What is GDP Per Capita?

GDP per capita is one of the most widely used indicators of a country’s standard of living and economic performance. It tells us, on average, how much economic output each person in a country is responsible for producing — or equivalently, the average income per person.

GDP per capita = GDP (Gross Domestic Product) ÷ Total Population

Understanding GDP First

GDP (Gross Domestic Product) is the total monetary value of all goods and services produced within a country’s borders in a given time period (usually one year). Breaking the term down:

  • Gross — the total sum, before deducting depreciation
  • Domestic — within the geographic boundary of the country
  • Product — goods and services produced

GDP is calculated using three equivalent methods:

  • Expenditure approach: GDP = C + I + G + (X − M) — where C = Consumption, I = Investment, G = Government spending, X = Exports, M = Imports
  • Income approach: Sum of all incomes earned (wages, profits, rents, interest)
  • Output/Production approach: Sum of value added at each stage of production

Why GDP Per Capita?

GDP alone can be misleading when comparing countries. China and the USA both have very large GDPs, but China’s population is more than four times larger. GDP per capita adjusts for population size, giving a fairer picture of how prosperous the average citizen is.

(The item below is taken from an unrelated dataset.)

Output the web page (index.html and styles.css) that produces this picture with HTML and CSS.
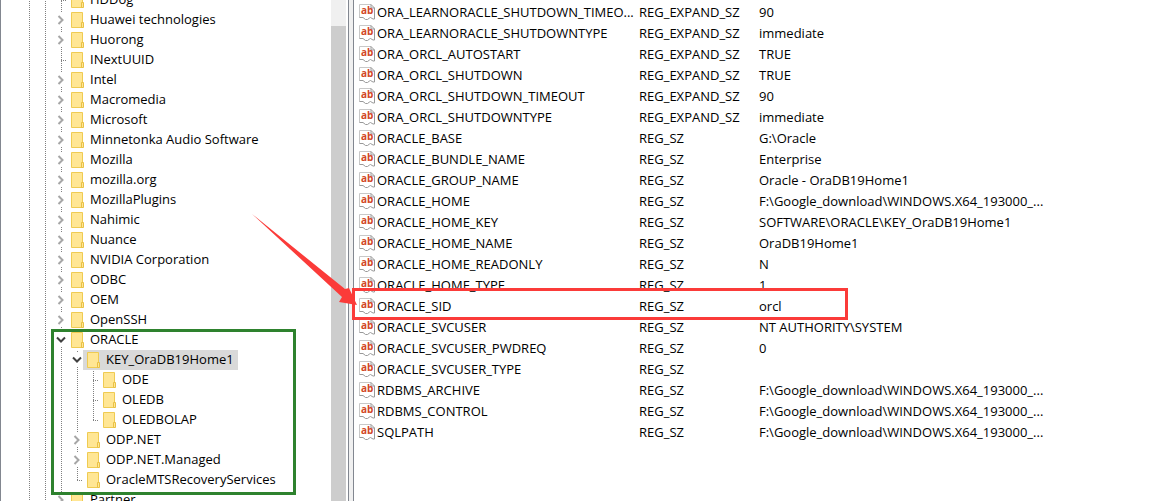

Simple Formula and Example

GDP per Capita = Total GDP ÷ Population

For example:

  • Country A: GDP = $1 trillion, Population = 10 million → GDP per capita = $100,000
  • Country B: GDP = $1 trillion, Population = 100 million → GDP per capita = $10,000

Even with the same total GDP, Country A’s citizens are, on average, ten times better off than Country B’s citizens in material terms.

Nominal vs. Real GDP Per Capita

There is an important distinction between nominal and real GDP per capita:

  • Nominal GDP per capita is calculated using current market prices. It does not account for inflation, so rising prices can make a country appear richer even if actual output hasn’t increased.
  • Real GDP per capita is adjusted for inflation using a base year price index. This is the more accurate measure for comparing living standards over time.

Real GDP per Capita = (Nominal GDP / GDP Deflator) ÷ Population

GDP Per Capita for International Comparisons: PPP

When comparing GDP per capita across countries, economists use Purchasing Power Parity (PPP) rather than market exchange rates. PPP adjusts for differences in price levels — $100 buys far more in India than in the United States. PPP-adjusted GDP per capita reflects how much people can actually buy with their income, making cross-country comparisons more meaningful.

What GDP Per Capita Tells Us — and What It Doesn’t

GDP per capita is a useful but imperfect measure. Here’s what it captures and what it misses:

What it tells us What it misses
Average material standard of living Income inequality (distribution)
Productive capacity of the economy Non-market activity (e.g., unpaid household work)
Broad economic growth trend Environmental degradation and sustainability
Useful for cross-country comparison Quality of life, happiness, health, education

For example, a country could have a high GDP per capita but extreme inequality — where a few billionaires inflate the average while most citizens remain poor. This is why GDP per capita is often used alongside other indicators such as the Gini coefficient (measures inequality) and the Human Development Index (HDI) (combines income, health, and education).

GDP Per Capita and Economic Growth

A rising GDP per capita over time indicates that a country’s economy is growing faster than its population — meaning people are becoming better off on average. Policymakers use this indicator to:

  • Track progress in raising living standards
  • Compare performance with neighbouring or competing economies
  • Identify periods of recession (falling real GDP per capita for two or more consecutive quarters)
  • Set targets for development aid and poverty reduction

Summary

GDP per capita = Total GDP ÷ Population. It is the single most commonly used measure of a country’s average living standard. While imperfect — it ignores inequality, non-market activity, and quality of life — it remains an essential starting point for economic analysis, particularly when adjusted for inflation (real GDP per capita) and purchasing power (PPP). For a full picture of development, it should always be interpreted alongside indicators like HDI and the Gini coefficient.